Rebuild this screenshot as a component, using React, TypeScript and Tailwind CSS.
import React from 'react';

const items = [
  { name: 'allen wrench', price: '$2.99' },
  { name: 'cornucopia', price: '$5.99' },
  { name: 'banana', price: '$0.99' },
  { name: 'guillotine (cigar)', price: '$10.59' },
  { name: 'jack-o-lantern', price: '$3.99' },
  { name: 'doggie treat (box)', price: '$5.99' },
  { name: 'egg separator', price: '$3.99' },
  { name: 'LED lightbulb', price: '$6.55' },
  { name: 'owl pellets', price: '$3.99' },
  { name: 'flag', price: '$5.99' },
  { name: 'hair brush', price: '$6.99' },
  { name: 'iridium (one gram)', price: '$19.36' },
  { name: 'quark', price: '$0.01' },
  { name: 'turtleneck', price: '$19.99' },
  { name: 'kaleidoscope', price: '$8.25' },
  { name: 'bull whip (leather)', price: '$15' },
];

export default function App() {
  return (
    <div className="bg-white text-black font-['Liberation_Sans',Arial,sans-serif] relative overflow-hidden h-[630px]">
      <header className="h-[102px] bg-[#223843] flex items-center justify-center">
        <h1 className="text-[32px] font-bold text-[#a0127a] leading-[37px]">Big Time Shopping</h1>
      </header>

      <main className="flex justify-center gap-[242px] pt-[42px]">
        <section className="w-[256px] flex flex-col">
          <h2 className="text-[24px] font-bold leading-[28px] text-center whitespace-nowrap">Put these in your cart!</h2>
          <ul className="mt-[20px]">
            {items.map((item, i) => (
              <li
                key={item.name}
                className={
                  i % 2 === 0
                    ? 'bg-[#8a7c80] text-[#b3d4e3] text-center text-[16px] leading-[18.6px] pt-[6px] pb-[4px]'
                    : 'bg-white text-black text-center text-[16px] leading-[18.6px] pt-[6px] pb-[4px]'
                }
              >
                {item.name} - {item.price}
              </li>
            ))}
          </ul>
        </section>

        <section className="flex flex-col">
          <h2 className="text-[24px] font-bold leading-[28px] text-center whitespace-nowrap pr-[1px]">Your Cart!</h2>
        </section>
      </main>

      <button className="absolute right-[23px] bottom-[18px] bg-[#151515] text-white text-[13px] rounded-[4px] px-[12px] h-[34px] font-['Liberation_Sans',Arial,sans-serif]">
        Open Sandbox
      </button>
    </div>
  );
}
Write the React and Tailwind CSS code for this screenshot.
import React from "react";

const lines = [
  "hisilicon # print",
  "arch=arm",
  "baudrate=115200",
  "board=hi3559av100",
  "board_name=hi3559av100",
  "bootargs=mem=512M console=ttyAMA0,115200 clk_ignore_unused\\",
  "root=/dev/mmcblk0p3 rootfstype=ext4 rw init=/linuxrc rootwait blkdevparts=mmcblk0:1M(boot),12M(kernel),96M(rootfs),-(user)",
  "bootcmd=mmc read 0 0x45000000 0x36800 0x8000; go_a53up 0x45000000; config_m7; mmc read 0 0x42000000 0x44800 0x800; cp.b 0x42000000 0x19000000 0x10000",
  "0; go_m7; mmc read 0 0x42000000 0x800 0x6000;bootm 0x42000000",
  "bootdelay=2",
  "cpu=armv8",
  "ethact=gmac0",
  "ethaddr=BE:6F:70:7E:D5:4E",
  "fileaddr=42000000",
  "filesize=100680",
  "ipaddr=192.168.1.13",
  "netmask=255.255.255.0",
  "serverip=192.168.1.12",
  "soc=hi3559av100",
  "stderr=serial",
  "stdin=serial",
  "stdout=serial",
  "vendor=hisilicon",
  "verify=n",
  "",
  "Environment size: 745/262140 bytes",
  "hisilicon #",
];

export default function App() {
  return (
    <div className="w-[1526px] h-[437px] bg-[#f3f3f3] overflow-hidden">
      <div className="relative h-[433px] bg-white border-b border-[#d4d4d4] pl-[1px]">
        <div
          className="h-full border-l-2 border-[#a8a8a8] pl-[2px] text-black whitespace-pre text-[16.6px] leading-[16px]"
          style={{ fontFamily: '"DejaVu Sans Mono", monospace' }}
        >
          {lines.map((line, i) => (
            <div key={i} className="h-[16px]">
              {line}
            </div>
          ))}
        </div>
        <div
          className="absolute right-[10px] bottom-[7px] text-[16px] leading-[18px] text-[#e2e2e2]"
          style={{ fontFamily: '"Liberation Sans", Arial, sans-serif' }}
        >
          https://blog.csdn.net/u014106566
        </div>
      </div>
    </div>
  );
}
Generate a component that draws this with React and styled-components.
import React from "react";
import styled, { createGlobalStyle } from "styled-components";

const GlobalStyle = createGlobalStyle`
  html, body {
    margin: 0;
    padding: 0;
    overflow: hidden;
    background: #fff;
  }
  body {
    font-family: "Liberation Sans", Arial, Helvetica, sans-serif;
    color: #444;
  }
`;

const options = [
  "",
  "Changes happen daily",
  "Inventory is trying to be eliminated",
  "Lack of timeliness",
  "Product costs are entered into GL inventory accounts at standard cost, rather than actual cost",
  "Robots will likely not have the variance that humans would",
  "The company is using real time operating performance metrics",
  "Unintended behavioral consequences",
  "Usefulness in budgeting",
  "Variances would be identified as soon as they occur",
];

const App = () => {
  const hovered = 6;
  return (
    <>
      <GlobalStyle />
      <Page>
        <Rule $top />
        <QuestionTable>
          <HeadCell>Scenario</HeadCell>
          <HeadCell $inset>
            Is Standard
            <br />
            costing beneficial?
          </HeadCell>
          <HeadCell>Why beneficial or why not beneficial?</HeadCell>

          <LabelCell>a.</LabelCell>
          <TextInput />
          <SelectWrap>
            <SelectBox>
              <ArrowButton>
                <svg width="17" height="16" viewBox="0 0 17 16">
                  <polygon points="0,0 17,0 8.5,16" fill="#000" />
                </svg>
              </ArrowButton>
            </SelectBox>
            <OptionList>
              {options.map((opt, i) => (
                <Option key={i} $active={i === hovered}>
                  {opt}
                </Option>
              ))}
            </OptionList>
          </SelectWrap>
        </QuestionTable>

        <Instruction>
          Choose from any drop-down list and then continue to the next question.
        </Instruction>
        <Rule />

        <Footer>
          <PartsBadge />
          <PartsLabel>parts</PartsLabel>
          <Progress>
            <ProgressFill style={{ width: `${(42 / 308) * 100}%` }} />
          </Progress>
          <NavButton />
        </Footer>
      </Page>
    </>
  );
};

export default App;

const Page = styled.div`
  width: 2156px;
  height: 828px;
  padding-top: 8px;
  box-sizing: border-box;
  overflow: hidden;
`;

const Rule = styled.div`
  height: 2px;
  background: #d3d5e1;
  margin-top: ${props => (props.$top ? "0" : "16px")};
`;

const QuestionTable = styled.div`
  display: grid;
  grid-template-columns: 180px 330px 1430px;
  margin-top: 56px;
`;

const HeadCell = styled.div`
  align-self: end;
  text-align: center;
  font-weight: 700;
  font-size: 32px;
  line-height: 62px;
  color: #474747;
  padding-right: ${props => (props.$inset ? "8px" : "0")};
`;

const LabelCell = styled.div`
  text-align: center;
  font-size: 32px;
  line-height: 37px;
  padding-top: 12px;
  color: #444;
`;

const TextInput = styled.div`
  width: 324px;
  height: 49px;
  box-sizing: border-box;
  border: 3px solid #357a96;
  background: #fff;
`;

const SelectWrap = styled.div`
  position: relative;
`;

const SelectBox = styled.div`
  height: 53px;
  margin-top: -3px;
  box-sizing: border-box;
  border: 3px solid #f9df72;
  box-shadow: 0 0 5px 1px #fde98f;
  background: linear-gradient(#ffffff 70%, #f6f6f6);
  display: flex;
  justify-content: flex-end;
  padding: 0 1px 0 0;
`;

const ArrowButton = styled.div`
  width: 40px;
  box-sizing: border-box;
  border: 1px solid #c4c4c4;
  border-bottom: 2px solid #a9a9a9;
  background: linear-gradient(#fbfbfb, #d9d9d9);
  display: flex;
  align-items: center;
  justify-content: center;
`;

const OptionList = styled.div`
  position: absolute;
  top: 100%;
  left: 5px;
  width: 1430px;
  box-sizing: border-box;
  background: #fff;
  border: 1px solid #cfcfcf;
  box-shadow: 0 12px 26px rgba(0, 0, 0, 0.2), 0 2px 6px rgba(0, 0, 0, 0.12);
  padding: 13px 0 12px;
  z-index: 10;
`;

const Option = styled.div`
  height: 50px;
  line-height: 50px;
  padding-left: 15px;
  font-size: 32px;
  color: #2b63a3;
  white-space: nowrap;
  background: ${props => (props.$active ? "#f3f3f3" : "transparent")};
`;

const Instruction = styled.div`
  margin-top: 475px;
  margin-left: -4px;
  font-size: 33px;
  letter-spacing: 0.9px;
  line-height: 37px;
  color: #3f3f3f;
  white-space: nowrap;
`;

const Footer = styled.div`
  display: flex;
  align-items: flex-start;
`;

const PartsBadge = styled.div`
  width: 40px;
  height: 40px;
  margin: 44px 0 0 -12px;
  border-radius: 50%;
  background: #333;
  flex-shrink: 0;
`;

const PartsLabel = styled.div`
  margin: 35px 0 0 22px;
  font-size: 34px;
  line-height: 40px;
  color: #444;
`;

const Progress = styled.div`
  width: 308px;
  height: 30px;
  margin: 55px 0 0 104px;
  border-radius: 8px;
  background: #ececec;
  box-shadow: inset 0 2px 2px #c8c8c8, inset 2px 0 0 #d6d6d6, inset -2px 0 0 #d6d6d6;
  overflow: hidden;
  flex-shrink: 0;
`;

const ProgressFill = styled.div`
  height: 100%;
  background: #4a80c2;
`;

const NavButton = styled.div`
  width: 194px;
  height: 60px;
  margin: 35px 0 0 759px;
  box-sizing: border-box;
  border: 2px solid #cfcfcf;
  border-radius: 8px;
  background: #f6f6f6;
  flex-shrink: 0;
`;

STATED TASK: As listed above, the lines from the line with "Generate a component" to the line with "export default App;" are to be echoed exactly, with both ends included and nothing added.

TASK RESULT:
Generate a component that draws this with React and styled-components.
import React from "react";
import styled, { createGlobalStyle } from "styled-components";

const GlobalStyle = createGlobalStyle`
  html, body {
    margin: 0;
    padding: 0;
    overflow: hidden;
    background: #fff;
  }
  body {
    font-family: "Liberation Sans", Arial, Helvetica, sans-serif;
    color: #444;
  }
`;

const options = [
  "",
  "Changes happen daily",
  "Inventory is trying to be eliminated",
  "Lack of timeliness",
  "Product costs are entered into GL inventory accounts at standard cost, rather than actual cost",
  "Robots will likely not have the variance that humans would",
  "The company is using real time operating performance metrics",
  "Unintended behavioral consequences",
  "Usefulness in budgeting",
  "Variances would be identified as soon as they occur",
];

const App = () => {
  const hovered = 6;
  return (
    <>
      <GlobalStyle />
      <Page>
        <Rule $top />
        <QuestionTable>
          <HeadCell>Scenario</HeadCell>
          <HeadCell $inset>
            Is Standard
            <br />
            costing beneficial?
          </HeadCell>
          <HeadCell>Why beneficial or why not beneficial?</HeadCell>

          <LabelCell>a.</LabelCell>
          <TextInput />
          <SelectWrap>
            <SelectBox>
              <ArrowButton>
                <svg width="17" height="16" viewBox="0 0 17 16">
                  <polygon points="0,0 17,0 8.5,16" fill="#000" />
                </svg>
              </ArrowButton>
            </SelectBox>
            <OptionList>
              {options.map((opt, i) => (
                <Option key={i} $active={i === hovered}>
                  {opt}
                </Option>
              ))}
            </OptionList>
          </SelectWrap>
        </QuestionTable>

        <Instruction>
          Choose from any drop-down list and then continue to the next question.
        </Instruction>
        <Rule />

        <Footer>
          <PartsBadge />
          <PartsLabel>parts</PartsLabel>
          <Progress>
            <ProgressFill style={{ width: `${(42 / 308) * 100}%` }} />
          </Progress>
          <NavButton />
        </Footer>
      </Page>
    </>
  );
};

export default App;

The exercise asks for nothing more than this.